=== TASK STATEMENT ===
Find the string "that" in the records. Copy every line it appears in.

=== ENTRIES PROVIDED ===
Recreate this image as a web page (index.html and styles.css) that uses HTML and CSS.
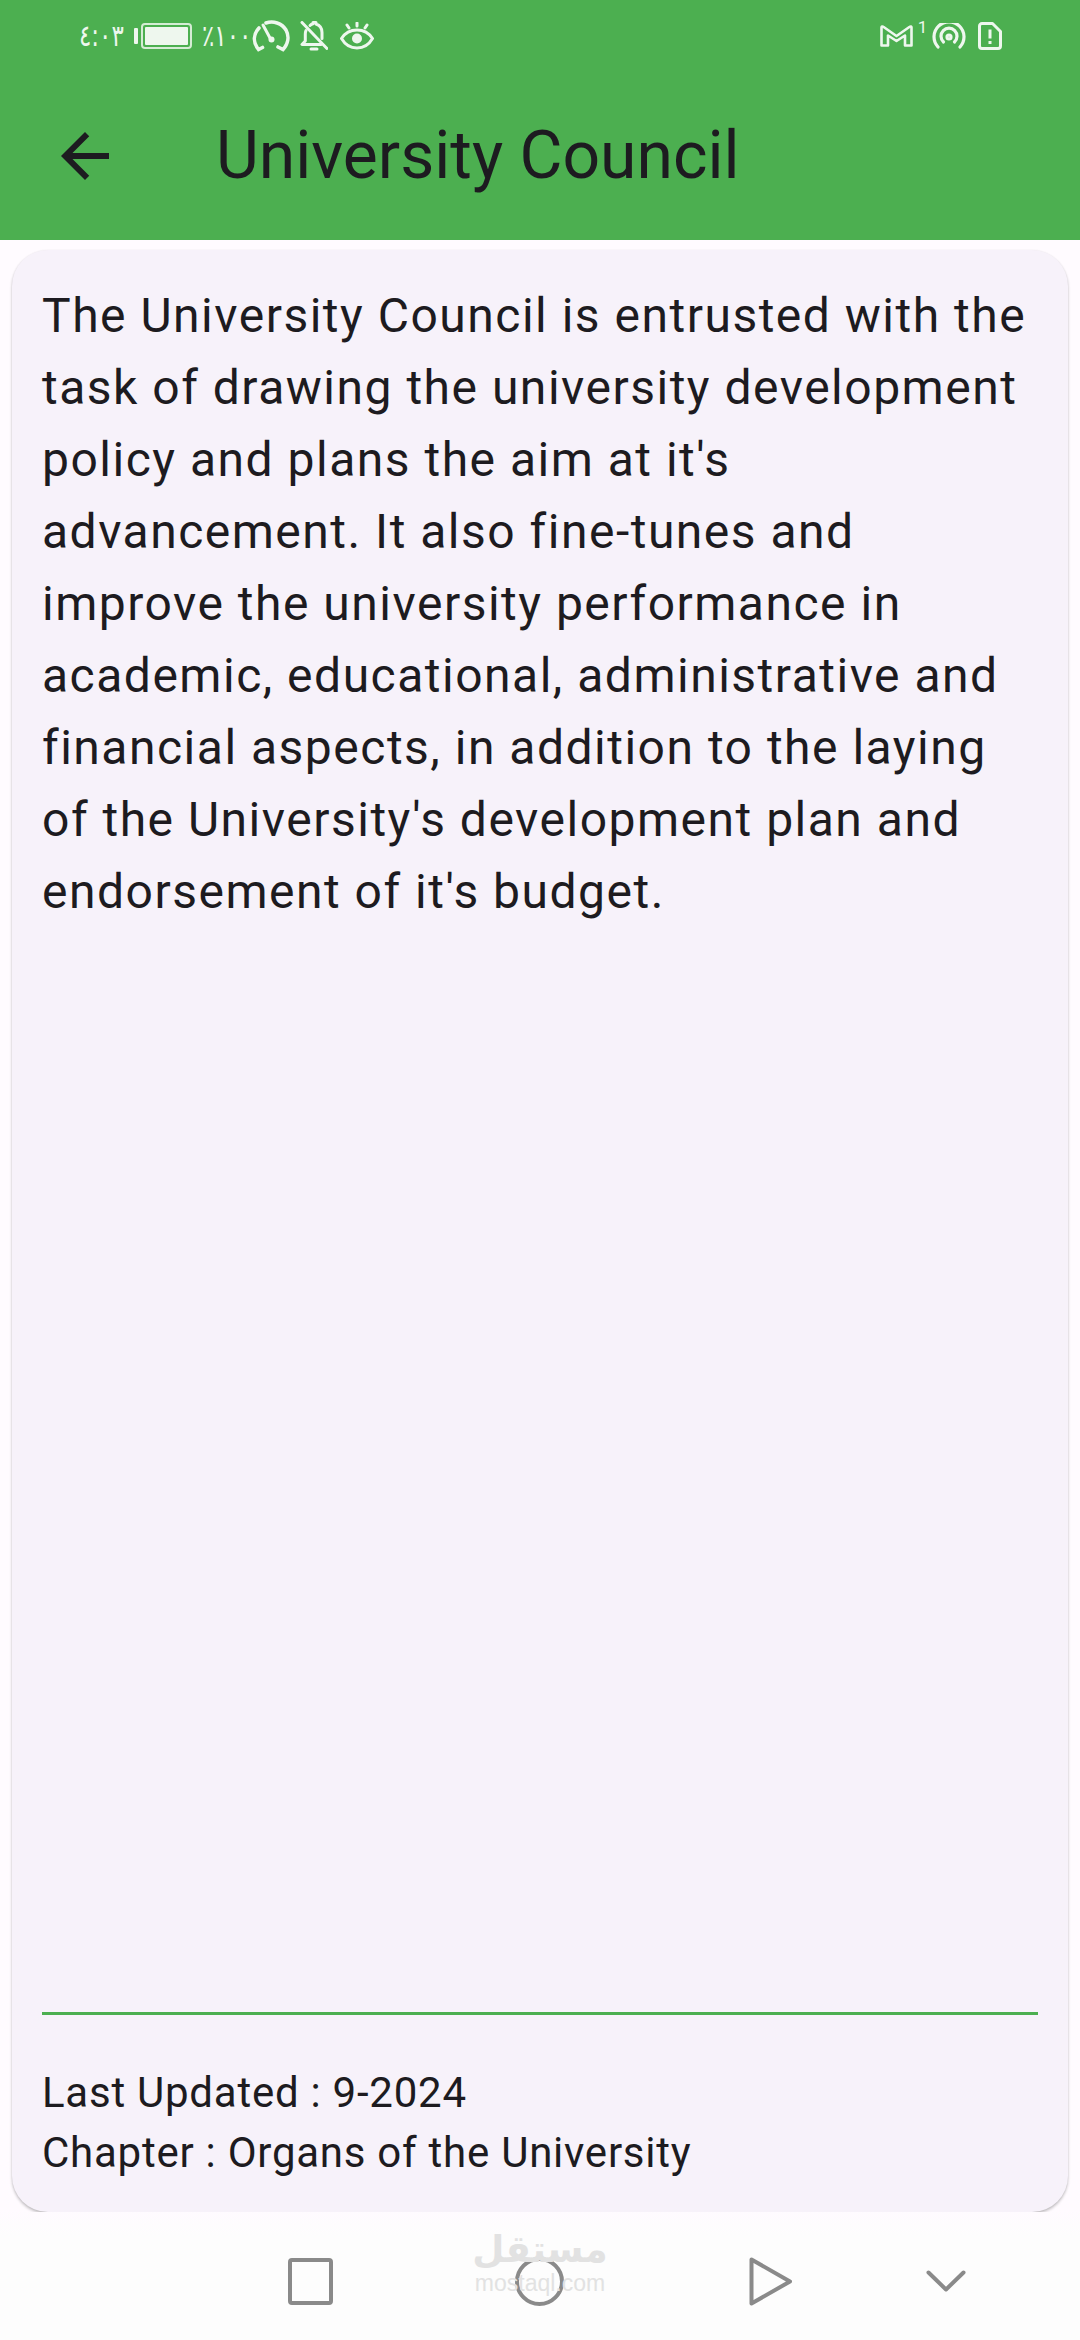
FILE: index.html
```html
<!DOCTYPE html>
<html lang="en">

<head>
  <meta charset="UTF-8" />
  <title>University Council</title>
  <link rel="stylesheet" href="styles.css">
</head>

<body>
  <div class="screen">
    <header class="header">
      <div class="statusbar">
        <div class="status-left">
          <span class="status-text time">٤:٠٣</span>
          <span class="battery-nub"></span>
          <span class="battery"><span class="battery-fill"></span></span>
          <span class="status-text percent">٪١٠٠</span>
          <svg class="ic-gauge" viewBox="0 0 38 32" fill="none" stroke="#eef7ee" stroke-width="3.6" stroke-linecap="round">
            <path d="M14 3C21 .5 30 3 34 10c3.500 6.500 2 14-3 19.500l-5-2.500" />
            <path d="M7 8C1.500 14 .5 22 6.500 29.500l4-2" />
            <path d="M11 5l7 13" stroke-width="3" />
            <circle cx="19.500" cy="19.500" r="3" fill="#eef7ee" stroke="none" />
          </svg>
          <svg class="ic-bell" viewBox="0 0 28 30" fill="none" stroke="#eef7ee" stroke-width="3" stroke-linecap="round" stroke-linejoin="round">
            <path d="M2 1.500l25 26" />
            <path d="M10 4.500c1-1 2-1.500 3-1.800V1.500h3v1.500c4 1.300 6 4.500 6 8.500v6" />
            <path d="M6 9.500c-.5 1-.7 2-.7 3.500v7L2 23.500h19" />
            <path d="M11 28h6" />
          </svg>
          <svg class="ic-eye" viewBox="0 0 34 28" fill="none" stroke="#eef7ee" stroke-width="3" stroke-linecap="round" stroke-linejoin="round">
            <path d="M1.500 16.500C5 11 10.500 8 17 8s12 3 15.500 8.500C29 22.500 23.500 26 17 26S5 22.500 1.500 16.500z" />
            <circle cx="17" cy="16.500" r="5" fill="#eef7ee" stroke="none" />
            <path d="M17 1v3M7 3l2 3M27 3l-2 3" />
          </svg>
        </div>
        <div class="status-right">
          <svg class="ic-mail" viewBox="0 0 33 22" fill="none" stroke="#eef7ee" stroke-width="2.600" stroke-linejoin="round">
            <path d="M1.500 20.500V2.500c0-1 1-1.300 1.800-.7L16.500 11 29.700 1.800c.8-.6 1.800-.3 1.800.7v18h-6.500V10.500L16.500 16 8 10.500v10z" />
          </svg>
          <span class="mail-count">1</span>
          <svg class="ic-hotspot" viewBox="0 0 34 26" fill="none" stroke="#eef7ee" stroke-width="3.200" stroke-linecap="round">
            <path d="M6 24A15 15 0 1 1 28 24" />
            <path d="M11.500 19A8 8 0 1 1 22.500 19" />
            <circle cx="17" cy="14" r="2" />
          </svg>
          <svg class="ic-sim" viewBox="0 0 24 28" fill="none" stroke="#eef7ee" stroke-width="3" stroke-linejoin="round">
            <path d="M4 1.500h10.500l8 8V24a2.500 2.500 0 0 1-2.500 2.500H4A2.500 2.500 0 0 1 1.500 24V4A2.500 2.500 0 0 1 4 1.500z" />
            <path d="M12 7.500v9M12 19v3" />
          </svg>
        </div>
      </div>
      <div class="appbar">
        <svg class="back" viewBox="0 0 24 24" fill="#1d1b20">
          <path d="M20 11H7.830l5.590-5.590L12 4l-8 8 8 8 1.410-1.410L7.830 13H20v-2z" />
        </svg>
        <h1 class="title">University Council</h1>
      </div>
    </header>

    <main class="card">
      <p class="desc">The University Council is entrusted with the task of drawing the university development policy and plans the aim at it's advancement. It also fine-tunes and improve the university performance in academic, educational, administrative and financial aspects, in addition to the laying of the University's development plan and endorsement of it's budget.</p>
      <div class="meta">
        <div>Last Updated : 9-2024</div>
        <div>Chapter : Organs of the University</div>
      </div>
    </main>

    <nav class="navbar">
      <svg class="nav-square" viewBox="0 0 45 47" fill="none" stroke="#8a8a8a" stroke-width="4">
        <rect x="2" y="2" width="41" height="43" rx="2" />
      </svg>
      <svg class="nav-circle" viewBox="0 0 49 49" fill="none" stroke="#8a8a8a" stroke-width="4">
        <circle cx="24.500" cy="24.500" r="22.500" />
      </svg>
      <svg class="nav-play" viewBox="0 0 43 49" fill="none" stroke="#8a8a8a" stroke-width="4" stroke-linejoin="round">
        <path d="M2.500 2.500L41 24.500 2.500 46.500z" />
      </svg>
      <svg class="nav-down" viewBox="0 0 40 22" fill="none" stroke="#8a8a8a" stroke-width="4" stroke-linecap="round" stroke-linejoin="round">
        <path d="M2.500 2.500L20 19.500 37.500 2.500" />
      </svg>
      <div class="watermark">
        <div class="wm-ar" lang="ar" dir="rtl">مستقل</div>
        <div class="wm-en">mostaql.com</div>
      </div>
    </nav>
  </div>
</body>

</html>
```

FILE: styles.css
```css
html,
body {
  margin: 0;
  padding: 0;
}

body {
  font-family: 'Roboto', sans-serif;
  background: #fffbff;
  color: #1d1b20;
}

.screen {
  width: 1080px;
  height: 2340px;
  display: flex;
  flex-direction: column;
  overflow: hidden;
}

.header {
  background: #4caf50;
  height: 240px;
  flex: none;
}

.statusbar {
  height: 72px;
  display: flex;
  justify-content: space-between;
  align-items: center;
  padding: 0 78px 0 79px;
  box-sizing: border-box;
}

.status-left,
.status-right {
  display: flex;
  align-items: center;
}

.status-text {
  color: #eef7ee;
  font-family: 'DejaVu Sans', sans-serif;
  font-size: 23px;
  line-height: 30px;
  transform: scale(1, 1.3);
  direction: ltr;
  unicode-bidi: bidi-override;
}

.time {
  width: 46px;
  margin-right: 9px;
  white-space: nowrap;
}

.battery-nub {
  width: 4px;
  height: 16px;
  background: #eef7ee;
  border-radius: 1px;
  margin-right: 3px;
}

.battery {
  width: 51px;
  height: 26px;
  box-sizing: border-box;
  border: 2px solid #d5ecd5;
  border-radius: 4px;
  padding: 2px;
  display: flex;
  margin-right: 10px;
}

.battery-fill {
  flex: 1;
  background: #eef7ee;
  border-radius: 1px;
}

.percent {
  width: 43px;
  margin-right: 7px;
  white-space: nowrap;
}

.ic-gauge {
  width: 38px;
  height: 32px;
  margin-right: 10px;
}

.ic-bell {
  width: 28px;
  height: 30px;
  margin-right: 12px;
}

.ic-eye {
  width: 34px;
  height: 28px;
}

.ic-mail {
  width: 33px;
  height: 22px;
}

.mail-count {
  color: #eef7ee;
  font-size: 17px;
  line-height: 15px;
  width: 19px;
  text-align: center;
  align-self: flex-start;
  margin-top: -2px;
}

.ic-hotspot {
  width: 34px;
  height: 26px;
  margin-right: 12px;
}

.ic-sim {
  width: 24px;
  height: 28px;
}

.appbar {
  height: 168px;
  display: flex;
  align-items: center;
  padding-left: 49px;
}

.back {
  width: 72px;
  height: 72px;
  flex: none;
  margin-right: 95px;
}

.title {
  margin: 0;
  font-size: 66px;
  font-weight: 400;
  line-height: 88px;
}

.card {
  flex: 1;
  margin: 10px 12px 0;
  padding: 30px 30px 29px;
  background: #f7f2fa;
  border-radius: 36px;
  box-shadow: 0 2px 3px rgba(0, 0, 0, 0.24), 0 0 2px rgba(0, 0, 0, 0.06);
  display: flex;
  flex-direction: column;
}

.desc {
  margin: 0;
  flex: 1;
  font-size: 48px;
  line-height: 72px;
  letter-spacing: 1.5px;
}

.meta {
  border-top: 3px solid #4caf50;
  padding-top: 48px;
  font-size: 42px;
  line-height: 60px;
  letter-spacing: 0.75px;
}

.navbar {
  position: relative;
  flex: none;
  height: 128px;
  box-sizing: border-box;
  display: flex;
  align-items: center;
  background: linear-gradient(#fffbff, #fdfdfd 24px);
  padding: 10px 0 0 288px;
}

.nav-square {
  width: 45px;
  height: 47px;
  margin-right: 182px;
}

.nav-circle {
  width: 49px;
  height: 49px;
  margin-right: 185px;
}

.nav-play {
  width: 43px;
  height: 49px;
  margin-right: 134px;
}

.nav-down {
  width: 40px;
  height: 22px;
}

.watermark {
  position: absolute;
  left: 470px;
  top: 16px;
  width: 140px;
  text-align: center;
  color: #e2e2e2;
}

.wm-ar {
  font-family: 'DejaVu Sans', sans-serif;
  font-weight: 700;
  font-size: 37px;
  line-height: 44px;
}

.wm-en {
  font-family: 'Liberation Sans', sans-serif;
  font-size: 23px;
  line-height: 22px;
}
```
--
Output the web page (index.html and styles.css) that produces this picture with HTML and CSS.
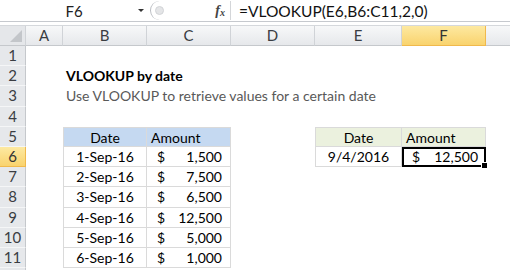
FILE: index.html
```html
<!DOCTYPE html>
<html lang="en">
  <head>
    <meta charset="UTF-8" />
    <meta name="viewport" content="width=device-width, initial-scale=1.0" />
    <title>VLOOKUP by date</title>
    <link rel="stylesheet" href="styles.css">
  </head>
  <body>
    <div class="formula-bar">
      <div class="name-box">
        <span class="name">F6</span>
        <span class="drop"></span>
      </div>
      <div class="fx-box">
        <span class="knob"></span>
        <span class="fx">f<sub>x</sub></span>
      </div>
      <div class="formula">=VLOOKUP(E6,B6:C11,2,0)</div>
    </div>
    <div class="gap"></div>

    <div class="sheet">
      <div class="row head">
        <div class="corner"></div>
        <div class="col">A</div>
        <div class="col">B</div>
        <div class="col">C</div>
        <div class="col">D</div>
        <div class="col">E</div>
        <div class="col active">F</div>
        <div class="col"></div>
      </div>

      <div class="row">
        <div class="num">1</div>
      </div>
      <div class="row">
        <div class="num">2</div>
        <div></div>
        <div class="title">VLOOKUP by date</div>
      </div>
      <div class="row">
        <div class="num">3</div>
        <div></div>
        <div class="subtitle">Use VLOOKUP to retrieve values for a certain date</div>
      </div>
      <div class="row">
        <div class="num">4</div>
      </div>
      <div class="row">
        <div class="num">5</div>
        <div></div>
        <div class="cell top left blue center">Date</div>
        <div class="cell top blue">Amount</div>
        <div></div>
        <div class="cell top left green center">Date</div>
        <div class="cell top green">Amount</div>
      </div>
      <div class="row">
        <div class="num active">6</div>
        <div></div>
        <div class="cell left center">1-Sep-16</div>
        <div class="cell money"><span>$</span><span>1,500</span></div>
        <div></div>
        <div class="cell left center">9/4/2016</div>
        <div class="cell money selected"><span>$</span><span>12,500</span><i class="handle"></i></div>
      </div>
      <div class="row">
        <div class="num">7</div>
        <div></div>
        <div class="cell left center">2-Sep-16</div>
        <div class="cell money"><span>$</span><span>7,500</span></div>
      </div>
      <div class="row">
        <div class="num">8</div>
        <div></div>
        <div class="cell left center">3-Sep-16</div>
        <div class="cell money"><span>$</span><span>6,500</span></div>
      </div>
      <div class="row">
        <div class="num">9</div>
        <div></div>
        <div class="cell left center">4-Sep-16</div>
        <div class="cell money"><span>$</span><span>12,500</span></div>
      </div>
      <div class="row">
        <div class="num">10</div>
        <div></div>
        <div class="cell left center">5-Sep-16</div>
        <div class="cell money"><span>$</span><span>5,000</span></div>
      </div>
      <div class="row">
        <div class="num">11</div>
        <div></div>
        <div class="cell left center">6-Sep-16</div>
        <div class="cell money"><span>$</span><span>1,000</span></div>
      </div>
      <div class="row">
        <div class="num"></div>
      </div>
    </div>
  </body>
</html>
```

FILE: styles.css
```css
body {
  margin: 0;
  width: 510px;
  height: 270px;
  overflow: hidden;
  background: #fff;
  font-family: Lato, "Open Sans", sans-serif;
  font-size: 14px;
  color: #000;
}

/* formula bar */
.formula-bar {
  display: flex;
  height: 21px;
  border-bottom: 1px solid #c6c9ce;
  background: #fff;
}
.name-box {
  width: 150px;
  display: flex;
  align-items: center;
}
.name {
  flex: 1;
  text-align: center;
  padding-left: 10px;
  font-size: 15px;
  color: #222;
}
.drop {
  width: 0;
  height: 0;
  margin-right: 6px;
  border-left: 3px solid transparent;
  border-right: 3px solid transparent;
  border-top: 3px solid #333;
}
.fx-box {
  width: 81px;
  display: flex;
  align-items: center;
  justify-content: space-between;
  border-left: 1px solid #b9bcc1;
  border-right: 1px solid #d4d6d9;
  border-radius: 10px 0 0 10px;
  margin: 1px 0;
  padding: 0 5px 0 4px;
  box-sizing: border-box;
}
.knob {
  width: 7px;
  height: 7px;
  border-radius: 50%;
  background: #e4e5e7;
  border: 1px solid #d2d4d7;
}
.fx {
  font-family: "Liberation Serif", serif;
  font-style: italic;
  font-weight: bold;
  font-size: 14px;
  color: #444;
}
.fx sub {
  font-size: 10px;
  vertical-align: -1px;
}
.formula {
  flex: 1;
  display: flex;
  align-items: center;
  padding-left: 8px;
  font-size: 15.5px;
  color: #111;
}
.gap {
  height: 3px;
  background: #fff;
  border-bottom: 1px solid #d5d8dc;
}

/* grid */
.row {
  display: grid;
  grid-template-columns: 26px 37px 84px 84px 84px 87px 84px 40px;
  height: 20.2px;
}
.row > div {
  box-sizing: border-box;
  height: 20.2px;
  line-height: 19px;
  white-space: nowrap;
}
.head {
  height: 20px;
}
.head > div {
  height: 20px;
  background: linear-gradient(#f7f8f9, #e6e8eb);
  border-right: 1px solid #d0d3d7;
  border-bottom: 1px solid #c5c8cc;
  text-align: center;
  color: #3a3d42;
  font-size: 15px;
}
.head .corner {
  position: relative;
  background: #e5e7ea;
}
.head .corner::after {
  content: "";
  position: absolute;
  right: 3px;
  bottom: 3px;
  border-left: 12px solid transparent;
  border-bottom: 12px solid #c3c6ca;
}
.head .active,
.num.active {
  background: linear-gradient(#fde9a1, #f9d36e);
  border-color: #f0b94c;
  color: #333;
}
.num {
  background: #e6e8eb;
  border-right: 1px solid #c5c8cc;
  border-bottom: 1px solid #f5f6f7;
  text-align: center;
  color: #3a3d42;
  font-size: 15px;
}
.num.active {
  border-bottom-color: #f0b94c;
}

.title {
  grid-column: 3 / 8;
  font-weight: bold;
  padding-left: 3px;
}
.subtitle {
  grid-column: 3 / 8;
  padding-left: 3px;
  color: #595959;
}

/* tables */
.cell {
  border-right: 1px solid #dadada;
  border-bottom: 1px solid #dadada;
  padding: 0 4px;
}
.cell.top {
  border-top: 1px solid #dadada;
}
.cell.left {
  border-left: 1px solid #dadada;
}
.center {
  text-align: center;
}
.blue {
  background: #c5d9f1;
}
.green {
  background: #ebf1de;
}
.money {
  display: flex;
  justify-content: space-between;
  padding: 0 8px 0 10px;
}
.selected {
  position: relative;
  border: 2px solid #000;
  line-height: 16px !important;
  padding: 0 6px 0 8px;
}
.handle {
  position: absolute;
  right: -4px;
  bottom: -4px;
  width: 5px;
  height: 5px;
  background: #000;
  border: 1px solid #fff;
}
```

=== RESULT FOR THIS EXERCISE ===
Recreate this image as a web page (index.html and styles.css) that uses HTML and CSS.
Output the web page (index.html and styles.css) that produces this picture with HTML and CSS.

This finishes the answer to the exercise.